Real-world IPv6 adoption data helps justify why you are investing in such calculators. The federal IPv6 progress scoreboard on CIO.gov reported that many cabinet-level agencies surpassed 80 percent enablement of external-facing services by late 2023. Knowing how fast organizations are moving reinforces the need to automate subnet capacity planning for both protocols simultaneously.
| Agency or Institution | Reported IPv6 Enablement (2023) | Typical Allocation Strategy | Implication for Subnet Counts |
|---|---|---|---|
| Department of Commerce | 86% | /48 per bureau with /64 LANs | 65,536 LANs per bureau aggregate |
| Department of Energy | 82% | /40 per national lab | 1,048,576 /64 lab subnets |
| Carnegie Mellon University | 78% | /32 campus aggregate | 65,536 /48 delegations for colleges |
| Environmental Protection Agency | 81% | /48 regional delegation | 256 /56 site slices per region |
Turning Calculations into Scenario Planning
Beyond the raw math, calculating IPs per subnet enables scenario planning. Suppose a security operations team demands that every manufacturing plant receive an isolated IPv4 /25 for production controllers, a /27 for Wi-Fi, and a /30 for uplinks. With a calculator, you enter those prefixes, multiply by the number of plants, and verify that the /18 block reserved for operations still has surplus space for future facilities. You can also feed the outputs into your CMDB to track how many addresses remain unused in each facility. The same methodology applies to IPv6 by ensuring each site gets, for instance, a /56 for IoT segments and a /48 for corporate uses. Documenting these models makes it easy to defend budgets when you request additional allocations from upstream providers or registries.
Risk Mitigation Through Subnet Right-Sizing
Careless subnet sizing introduces operational risk. If a /24 DMZ hosts only 15 servers, the remainder becomes low-visibility address real estate where unauthorized devices could hide. Conversely, if an internal tool expects exactly 50 IPs but the network crew delivered a /30, automation fails, and engineers scramble for emergency renumbering. Calculators prevent such mismatches by allowing architects to iterate on prefix length until a comfortable mix of utilization and headroom emerges. They also reveal when a parent block cannot supply enough identical subnets, prompting early negotiations for larger summaries or adjustments to the addressing hierarchy.

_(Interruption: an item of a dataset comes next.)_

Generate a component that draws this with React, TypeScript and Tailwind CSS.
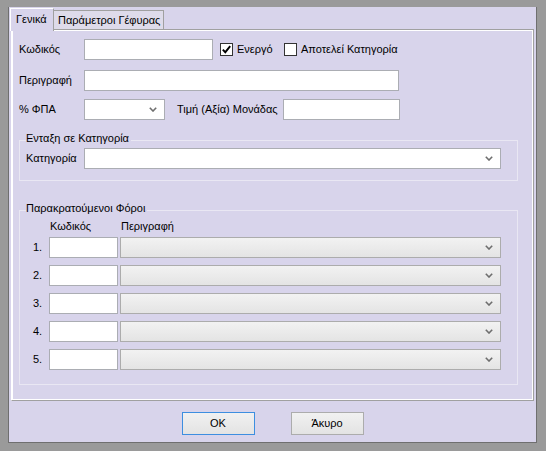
import React from "react";

const Chevron = () => (
  <svg width="8" height="5" viewBox="0 0 8 5" className="block">
    <path d="M0.8 0.8 L4 4 L7.2 0.8" fill="none" stroke="#6e6e6e" strokeWidth="1.6" />
  </svg>
);

const WhiteCombo = ({ w }: { w: string }) => (
  <div className={`${w} h-[21px] bg-white border border-[#abadb3] flex items-center justify-end pr-[7px]`}>
    <Chevron />
  </div>
);

const GrayCombo = () => (
  <div className="w-[381px] h-[21px] bg-linear-to-b from-[#f2f2f2] to-[#e4e4e4] border border-[#acacac] flex items-center justify-end pr-[7px]">
    <Chevron />
  </div>
);

const CheckBox = ({ checked }: { checked?: boolean }) => (
  <div className="w-[13px] h-[13px] border border-[#333333] bg-white flex items-center justify-center">
    {checked && (
      <svg width="11" height="11" viewBox="0 0 11 11" className="block">
        <path d="M1.8 5.6 L4.3 8.2 L9.2 2.2" fill="none" stroke="#000" strokeWidth="1.9" />
      </svg>
    )}
  </div>
);

export default function App() {
  const rows = ["1.", "2.", "3.", "4.", "5."];
  return (
    <div className="w-[546px] h-[451px] bg-[#9a9a9a] pl-[8px] pt-[7px] font-['Liberation_Sans',Arial,sans-serif] text-[11px] leading-[13px] text-black">
      <div className="w-[529px] h-[436px] bg-[#d8d4eb] border-x border-b border-[#6f6f6f] flex flex-col">
        {/* Tabs */}
        <div className="h-[22px] flex items-start pl-[1px]">
          <div className="relative z-10 mt-[1px] w-[44px] h-[23px] bg-[#d8d4eb] border-l border-t border-white border-r border-r-[#a0a0a0] pl-[5px] pt-[4px]">
            Γενικά
          </div>
          <div className="mt-[3px] w-[110px] h-[19px] bg-[#dedbea] border-t border-r border-[#a0a0a0] pl-[4px] pt-[3px]">
            Παράμετροι Γέφυρας
          </div>
        </div>
        {/* Panel */}
        <div className="ml-[2px] w-[523px] h-[372px] border-t border-r border-b border-[#a0a0a0] border-l border-l-white">
          <div className="h-full border border-white flex flex-col">
            {/* Row 1 */}
            <div className="mt-[8px] h-[21px] flex items-center pl-[6px]">
              <div className="w-[65px]">Κωδικός</div>
              <div className="w-[129px] h-[21px] bg-white border border-[#abadb3]" />
              <div className="ml-[7px] w-[64px] flex items-center">
                <CheckBox checked />
                <span className="ml-[4px]">Ενεργό</span>
              </div>
              <div className="flex items-center">
                <CheckBox />
                <span className="ml-[4px]">Αποτελεί Κατηγορία</span>
              </div>
            </div>
            {/* Row 2 */}
            <div className="mt-[10px] h-[21px] flex items-center pl-[6px]">
              <div className="w-[65px]">Περιγραφή</div>
              <div className="w-[315px] h-[21px] bg-white border border-[#abadb3]" />
            </div>
            {/* Row 3 */}
            <div className="mt-[8px] h-[21px] flex items-center pl-[6px]">
              <div className="w-[65px]">% ΦΠΑ</div>
              <WhiteCombo w="w-[81px]" />
              <div className="ml-[12px] w-[106px]">Τιμή (Αξία) Μονάδας</div>
              <div className="w-[117px] h-[21px] bg-white border border-[#abadb3]" />
            </div>
            {/* Group 1 */}
            <div className="relative mt-[20px] ml-[6px] w-[499px] h-[41px] border border-[#e9e7f3] pt-[7px] pl-[6px]">
              <div className="absolute left-[6px] top-[-9px] bg-[#d8d4eb] pr-[2px]">Ενταξη σε Κατηγορία</div>
              <div className="flex items-center h-[21px]">
                <div className="w-[58px]">Κατηγορία</div>
                <WhiteCombo w="w-[417px]" />
              </div>
            </div>
            {/* Group 2 */}
            <div className="relative mt-[29px] ml-[6px] w-[499px] h-[175px] border border-[#e9e7f3] pt-[9px] pl-[13px]">
              <div className="absolute left-[6px] top-[-9px] bg-[#d8d4eb] pr-[2px]">Παρακρατούμενοι Φόροι</div>
              <div className="flex h-[13px]">
                <div className="w-[16px]" />
                <div className="w-[72px] pl-[1px]">Κωδικός</div>
                <div>Περιγραφή</div>
              </div>
              <div className="mt-[4px] flex flex-col gap-[7px]">
                {rows.map((r) => (
                  <div key={r} className="flex items-center h-[21px]">
                    <div className="w-[16px]">{r}</div>
                    <div className="w-[69px] h-[21px] bg-white border border-[#abadb3]" />
                    <div className="ml-[2px]">
                      <GrayCombo />
                    </div>
                  </div>
                ))}
              </div>
            </div>
          </div>
        </div>
        {/* Buttons */}
        <div className="mt-[11px] flex justify-center gap-[36px]">
          <div className="w-[73px] h-[23px] bg-linear-to-b from-[#f1f1f1] to-[#e3e3e3] border border-[#3d8ee0] flex items-center justify-center">
            OK
          </div>
          <div className="w-[73px] h-[23px] bg-linear-to-b from-[#f1f1f1] to-[#e3e3e3] border border-[#acacac] flex items-center justify-center">
            Άκυρο
          </div>
        </div>
      </div>
    </div>
  );
}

Workflow Example: Merging IPv4 and IPv6 Policies
Imagine onboarding a new SaaS region that needs 400 IPv4 endpoints and unlimited IPv6 scalability. You plug /23 into the calculator, confirm that it yields 510 usable hosts, and then check how many /23 subnets fit into the reserved /20 summary. The output might reveal that you can host exactly four such SaaS regions before exhausting the /20, letting leadership plan expansions. Switching the calculator to IPv6, you input a /48 for the SaaS region and note that it contains 65,536 /64 subnets, more than enough for micro-segmentation. Armed with those outputs, you configure routing policies ensuring each region advertises a single summary, which keeps BGP tables tidy and simplifies firewall rules.
Automation and Documentation Benefits
Subnet calculators feed automation pipelines by exporting machine-readable results. Infrastructure-as-code templates can query a service that implements the same math and automatically reserve the next available /27. Documenting the calculations also strengthens change management: probability and impact assessments reference the exact host counts, demonstrating that the maintenance window covers the total number of affected devices. The Software Engineering Institute at Carnegie Mellon University advocates for such documentation in its resilience management model, noting that repeatable network provisioning reduces incident recovery times. When host counts reside in change records, auditors and responders can estimate traffic impact or address pool depletion instantly.
Future-Proofing Your Networks
Looking ahead, the push toward zero trust and endpoint explosion from edge computing amplifies demand for granular segmentation. The Cybersecurity and Infrastructure Security Agency at CISA.gov stresses in multiple playbooks that agencies must understand their asset inventories at the IP level to enforce least privilege. Subnet calculators become auditing partners: they verify that the number of microsegments aligns with the design intent, they highlight unused reserves ripe for deallocation, and they provide evidence that you can gracefully adopt IPv6-only sections. The more accurately you can quantify addresses per subnet, the easier it becomes to pair dynamic host inventories with intent-based networking, maintain consistent ACL scoping, and absorb new regulatory demands without large-scale readdressing. As networks scale horizontally, this expertise in calculating IPs per subnet turns into a bedrock competency for architects and operations teams alike.